_Task to carry out_
Report, as a bare number, how many lines contain the string "this".

_Stored data_
## BEGIN

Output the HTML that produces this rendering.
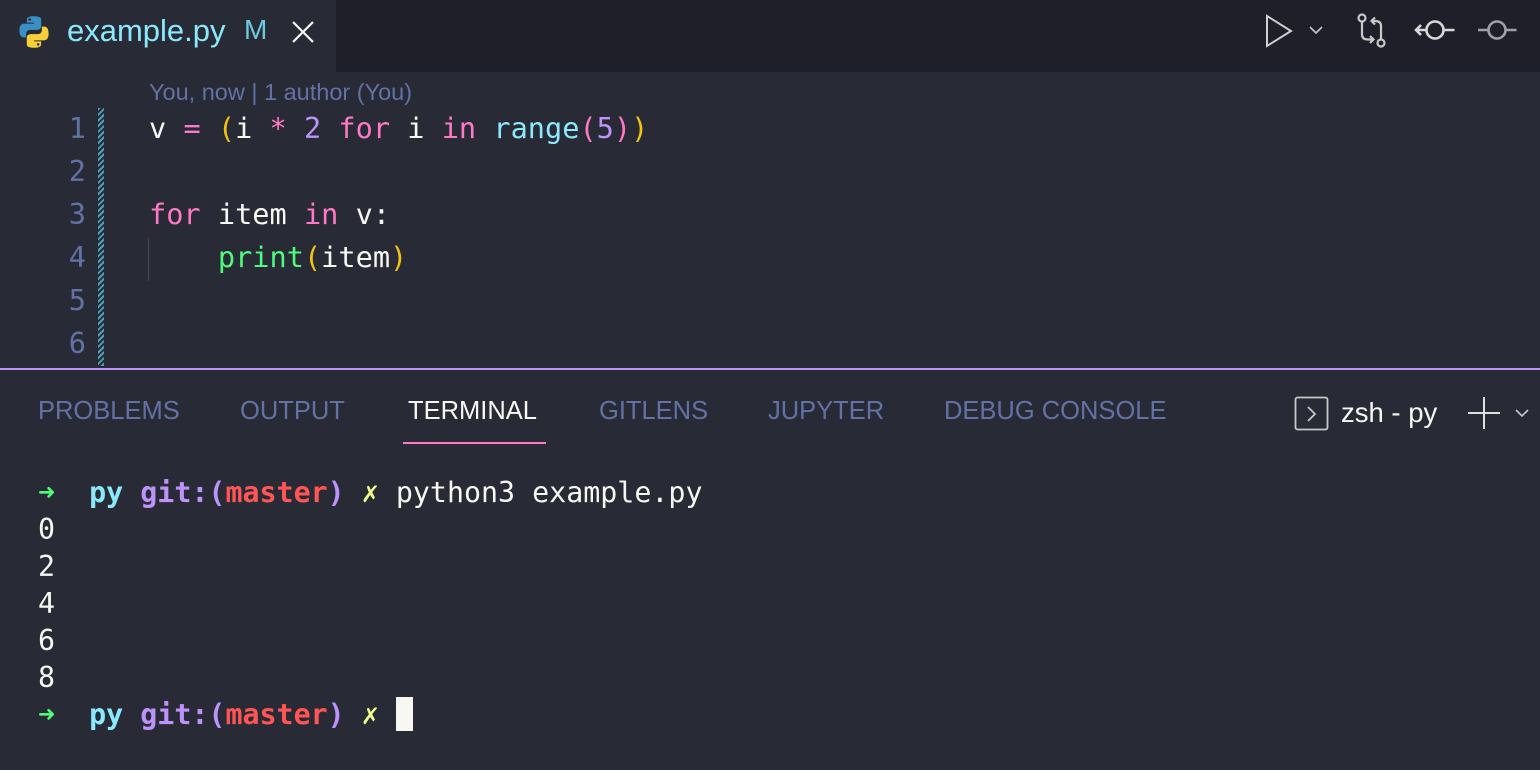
<!DOCTYPE html>
<html><head><meta charset="utf-8"><style>
*{margin:0;padding:0;box-sizing:border-box}
body{width:1540px;height:770px;background:#282a36;overflow:hidden;position:relative;font-family:"Liberation Sans",sans-serif}
.abs{position:absolute;white-space:pre}
.mono{font-family:"DejaVu Sans Mono","Liberation Mono",monospace;font-size:28.6px}
.tabbar{position:absolute;left:336px;top:0;width:1204px;height:72px;background:#1e1f29}
.ln{color:#6272a4;width:86px;text-align:right;left:0}
.k{color:#ff79c6}.w{color:#f8f8f2}.y{color:#f1c40f}.p{color:#bd93f9}.c{color:#8be9fd}.g{color:#50fa7b}
.tab{top:397px;font-size:25.5px;color:#6272a4}
</style></head><body>
<div class="tabbar"></div>
<svg class="abs" style="left:16px;top:14px" width="36" height="36" viewBox="0 0 32 32">
<path d="M15.8 2c-6.5 0-6.1 2.8-6.1 2.8v2.9h6.2v.9H7.3S3 8.1 3 14.6s3.7 6.2 3.7 6.2h2.3v-3s-.1-3.7 3.7-3.7h6.2s3.5.1 3.5-3.4V4.9S23 2 15.8 2z" fill="#3b8fc4"/>
<circle cx="12.3" cy="5" r="1.1" fill="#1e1f29"/>
<path d="M16.2 30c6.5 0 6.1-2.8 6.1-2.8v-2.9h-6.2v-.9h8.6s4.3.5 4.3-6-3.7-6.2-3.7-6.2H23v3s.1 3.7-3.7 3.7h-6.2s-3.5-.1-3.5 3.4v5.8S9 30 16.2 30z" fill="#f7d038"/>
<circle cx="19.7" cy="27" r="1.1" fill="#1e1f29"/>
</svg>
<div class="abs" style="left:67px;top:13px;font-size:31px;color:#8be9fd">example.py</div>
<div class="abs" style="left:244px;top:14px;font-size:28px;color:#6ccbe0">M</div>
<svg class="abs" style="left:291px;top:20px" width="24" height="24" viewBox="0 0 24 24"><path d="M2 2L22 22M22 2L2 22" stroke="#f8f8f2" stroke-width="2.2"/></svg>
<svg class="abs" style="left:1262px;top:14px" width="70" height="36" viewBox="0 0 70 36">
<path d="M5 2L29 17L5 32Z" fill="none" stroke="#d0d0d0" stroke-width="2"/>
<path d="M48 13l6 6 6-6" fill="none" stroke="#c8c8c8" stroke-width="1.6"/></svg>
<svg class="abs" style="left:1354px;top:11px" width="40" height="40" viewBox="0 0 40 40" fill="none" stroke="#c8c8c8" stroke-width="2.2">
<circle cx="8" cy="7" r="3.5"/><path d="M8 10.5v13c0 4 3 5 6 5h5M16 25l3.5 3.5-3.5 3.5"/>
<circle cx="27" cy="32" r="3.5"/><path d="M27 28.5V15c0-4-3-5-6-5h-3M21 6.5l-3.5 3.5 3.5 3.5"/></svg>
<svg class="abs" style="left:1414px;top:14px" width="42" height="32" viewBox="0 0 42 32" fill="none" stroke="#d8d8d8" stroke-width="2.6">
<circle cx="21" cy="16" r="8.5"/><path d="M29.5 16h11M12.5 16H3M7 11l-5 5 5 5"/></svg>
<svg class="abs" style="left:1476px;top:14px" width="42" height="32" viewBox="0 0 42 32" fill="none" stroke="#a0a0a8" stroke-width="2.6">
<circle cx="21" cy="16" r="8.5"/><path d="M29.5 16h11M12.5 16H2"/></svg>

<div class="abs" style="left:149px;top:79px;font-size:23.5px;color:#6272a4">You, now | 1 author (You)</div>
<div class="abs" style="left:98px;top:108px;width:6px;height:258px;background:repeating-linear-gradient(135deg,#4aa3b8 0 2px,transparent 2px 4px)"></div>
<div class="abs" style="left:148px;top:238px;width:1px;height:43px;background:#44475a"></div>
<div class="mono" style="position:absolute;top:107px;left:0;line-height:43px">
<div class="abs ln" style="top:0">1</div><div class="abs ln" style="top:43px">2</div><div class="abs ln" style="top:86px">3</div><div class="abs ln" style="top:129px">4</div><div class="abs ln" style="top:172px">5</div><div class="abs ln" style="top:215px">6</div>
<div class="abs w" style="left:149px;top:0">v <span class="k">=</span> <span class="y">(</span>i <span class="k">*</span> <span class="p">2</span> <span class="k">for</span> i <span class="k">in</span> <span class="c">range</span><span class="k">(</span><span class="p">5</span><span class="k">)</span><span class="y">)</span></div>
<div class="abs w" style="left:149px;top:86px"><span class="k">for</span> item <span class="k">in</span> v:</div>
<div class="abs w" style="left:149px;top:129px">    <span class="g">print</span><span class="y">(</span>item<span class="y">)</span></div>
</div>
<div class="abs" style="left:0;top:368px;width:1540px;height:2px;background:#bd93f9"></div>

<div class="abs tab" style="left:38px">PROBLEMS</div>
<div class="abs tab" style="left:240px">OUTPUT</div>
<div class="abs tab" style="left:408px;color:#f8f8f2">TERMINAL</div>
<div class="abs" style="left:403px;top:442px;width:143px;height:2px;background:#ff79c6"></div>
<div class="abs tab" style="left:599px">GITLENS</div>
<div class="abs tab" style="left:768px">JUPYTER</div>
<div class="abs tab" style="left:944px">DEBUG CONSOLE</div>
<svg class="abs" style="left:1294px;top:396px" width="36" height="36" viewBox="0 0 36 36" fill="none" stroke="#c8c8c8" stroke-width="1.8"><rect x="1.5" y="1.5" width="32" height="32" rx="2"/><path d="M14 11l7 7-7 7"/></svg>
<div class="abs" style="left:1341px;top:397px;font-size:27.5px;color:#f8f8f2">zsh - py</div>
<svg class="abs" style="left:1466px;top:395px" width="70" height="36" viewBox="0 0 70 36" fill="none" stroke="#e0e0e0" stroke-width="2"><path d="M18 2v32M2 18h32"/><path d="M50 15l6 6 6-6" stroke="#c8c8c8" stroke-width="1.6"/></svg>

<div class="mono" style="position:absolute;left:38px;top:474px;line-height:37px;color:#f8f8f2;font-size:28.3px;white-space:pre"><div><span class="g" style="font-weight:bold">➜</span>  <b class="c">py</b> <b class="p">git:(</b><b style="color:#ff5555">master</b><b class="p">)</b> <span style="color:#f1fa8c">✗</span> python3 example.py</div><div>0</div><div>2</div><div>4</div><div>6</div><div>8</div><div><span class="g" style="font-weight:bold">➜</span>  <b class="c">py</b> <b class="p">git:(</b><b style="color:#ff5555">master</b><b class="p">)</b> <span style="color:#f1fa8c">✗</span> <span style="display:inline-block;width:17px;height:34px;background:#f8f8f2;vertical-align:-7px"></span></div></div>
</body></html>
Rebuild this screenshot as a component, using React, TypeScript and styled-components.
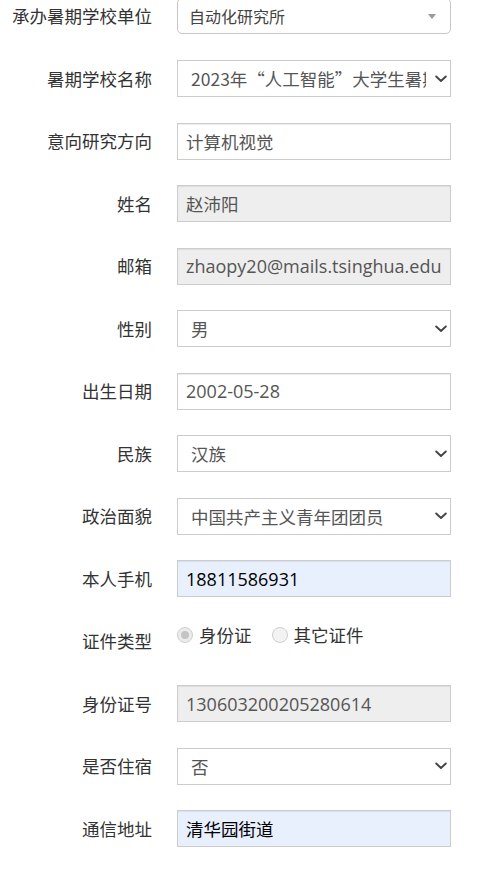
import React from "react";
import styled, { createGlobalStyle } from "styled-components";

const GlobalStyle = createGlobalStyle`
  html, body {
    margin: 0;
    padding: 0;
    background: #ffffff;
    overflow: hidden;
  }
  body {
    font-family: "Open Sans", "Noto Sans CJK SC", sans-serif;
  }
`;

const CJK = `"Noto Sans CJK SC", "Open Sans", sans-serif`;
const LATIN = `"Open Sans", "Noto Sans CJK SC", sans-serif`;

const Form = styled.form`
  display: flex;
  flex-direction: column;
  margin-top: -2.5px;
  width: 484px;
`;

const Row = styled.div<{ $h?: number }>`
  display: grid;
  grid-template-columns: 152px 274px;
  grid-template-rows: ${(p) => p.$h ?? 37}px;
  column-gap: 25px;
  margin-bottom: ${(p) => 62.5 - (p.$h ?? 37)}px;
`;

const Label = styled.label`
  display: flex;
  align-items: center;
  justify-content: flex-end;
  font-family: ${CJK};
  font-size: 17.5px;
  color: #333333;
  white-space: nowrap;
  line-height: 1;
`;

const TextInput = styled.input<{ $variant?: "plain" | "disabled" | "filled"; $cjk?: boolean }>`
  box-sizing: border-box;
  width: 100%;
  height: 100%;
  margin: 0;
  padding: 0 8px;
  border: 1px solid #cccccc;
  border-radius: 0;
  outline: none;
  font-family: ${LATIN};
  font-size: ${(p) => (p.$cjk ? "17.5px" : "18px")};
  color: ${(p) => (p.$variant === "filled" ? "#000000" : "#555555")};
  background: ${(p) =>
    p.$variant === "disabled"
      ? "#eeeeee"
      : p.$variant === "filled"
      ? "#e8f0fe"
      : "#ffffff"};
  box-shadow: inset 0 1px 1px rgba(0, 0, 0, 0.075);
  -webkit-text-fill-color: ${(p) =>
    p.$variant === "filled" ? "#000000" : "#555555"};
  opacity: 1;
`;

const SelectWrap = styled.div`
  position: relative;
  height: 100%;
`;

const NativeSelect = styled.select<{ $rounded?: boolean }>`
  appearance: none;
  -webkit-appearance: none;
  box-sizing: border-box;
  width: 100%;
  height: 100%;
  margin: 0;
  padding: ${(p) => (p.$rounded ? "0 30px 0 11px" : "0 24px 0 13px")};
  border: 1px solid ${(p) => (p.$rounded ? "#c6c6c6" : "#cccccc")};
  border-radius: ${(p) => (p.$rounded ? "5px" : "0")};
  background: #ffffff;
  outline: none;
  font-family: ${CJK};
  font-size: ${(p) => (p.$rounded ? "16px" : "17.5px")};
  color: ${(p) => (p.$rounded ? "#444444" : "#555555")};
  text-overflow: clip;
  white-space: nowrap;
`;

const Chevron = styled.svg`
  position: absolute;
  right: 4px;
  top: 50%;
  margin-top: -4px;
  width: 12px;
  height: 8px;
  pointer-events: none;
`;

const Triangle = styled.span`
  position: absolute;
  right: 15px;
  top: 50%;
  margin-top: -2px;
  width: 0;
  height: 0;
  border-style: solid;
  border-width: 5px 4px 0 4px;
  border-color: #999999 transparent transparent transparent;
  pointer-events: none;
`;

const RadioGroup = styled.div`
  display: flex;
  align-items: center;
  height: 24px;
  align-self: start;
`;

const RadioOption = styled.label`
  display: flex;
  align-items: center;
  gap: 6px;
  margin-right: 20px;
  font-family: ${CJK};
  font-size: 17.5px;
  color: #333333;
  white-space: nowrap;
  line-height: 1;
`;

const RadioInput = styled.input`
  appearance: none;
  -webkit-appearance: none;
  box-sizing: border-box;
  width: 16px;
  height: 16px;
  margin: 0;
  border-radius: 50%;
  border: 1px solid #cfcfcf;
  background: #f3f3f3;
  position: relative;
  &:checked {
    background: #ececec;
  }
  &:checked::after {
    content: "";
    position: absolute;
    left: 3px;
    top: 3px;
    width: 8px;
    height: 8px;
    border-radius: 50%;
    background: #c4c4c4;
  }
`;

const ChevronIcon = () => (
  <Chevron viewBox="0 0 12 8">
    <path
      d="M1.2 1.5 L6 6 L10.8 1.5"
      fill="none"
      stroke="#444444"
      strokeWidth="1.9"
      strokeLinecap="round"
      strokeLinejoin="round"
    />
  </Chevron>
);

const Select: React.FC<{ value: string; options: string[]; rounded?: boolean }> = ({
  value,
  options,
  rounded,
}) => (
  <SelectWrap>
    <NativeSelect $rounded={rounded} defaultValue={value}>
      {options.map((o) => (
        <option key={o} value={o}>
          {o}
        </option>
      ))}
    </NativeSelect>
    {rounded ? <Triangle /> : <ChevronIcon />}
  </SelectWrap>
);

export default function App() {
  return (
    <>
      <GlobalStyle />
      <Form onSubmit={(e) => e.preventDefault()}>
        <Row $h={36}>
          <Label>承办暑期学校单位</Label>
          <Select rounded value="自动化研究所" options={["自动化研究所"]} />
        </Row>
        <Row>
          <Label>暑期学校名称</Label>
          <Select
            value="2023年“人工智能”大学生暑期学校"
            options={["2023年“人工智能”大学生暑期学校"]}
          />
        </Row>
        <Row>
          <Label>意向研究方向</Label>
          <TextInput $cjk defaultValue="计算机视觉" />
        </Row>
        <Row>
          <Label>姓名</Label>
          <TextInput $cjk $variant="disabled" value="赵沛阳" readOnly disabled />
        </Row>
        <Row>
          <Label>邮箱</Label>
          <TextInput
            $variant="disabled"
            value="zhaopy20@mails.tsinghua.edu.cn"
            readOnly
            disabled
          />
        </Row>
        <Row>
          <Label>性别</Label>
          <Select value="男" options={["男", "女"]} />
        </Row>
        <Row>
          <Label>出生日期</Label>
          <TextInput defaultValue="2002-05-28" />
        </Row>
        <Row>
          <Label>民族</Label>
          <Select value="汉族" options={["汉族"]} />
        </Row>
        <Row>
          <Label>政治面貌</Label>
          <Select value="中国共产主义青年团团员" options={["中国共产主义青年团团员"]} />
        </Row>
        <Row>
          <Label>本人手机</Label>
          <TextInput $variant="filled" defaultValue="18811586931" />
        </Row>
        <Row>
          <Label>证件类型</Label>
          <RadioGroup>
            <RadioOption>
              <RadioInput type="radio" name="idtype" defaultChecked disabled />
              身份证
            </RadioOption>
            <RadioOption>
              <RadioInput type="radio" name="idtype" disabled />
              其它证件
            </RadioOption>
          </RadioGroup>
        </Row>
        <Row>
          <Label>身份证号</Label>
          <TextInput $variant="disabled" value="130603200205280614" readOnly disabled />
        </Row>
        <Row>
          <Label>是否住宿</Label>
          <Select value="否" options={["否", "是"]} />
        </Row>
        <Row>
          <Label>通信地址</Label>
          <TextInput $cjk $variant="filled" defaultValue="清华园街道" />
        </Row>
      </Form>
    </>
  );
}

## END

_Exercise output_
2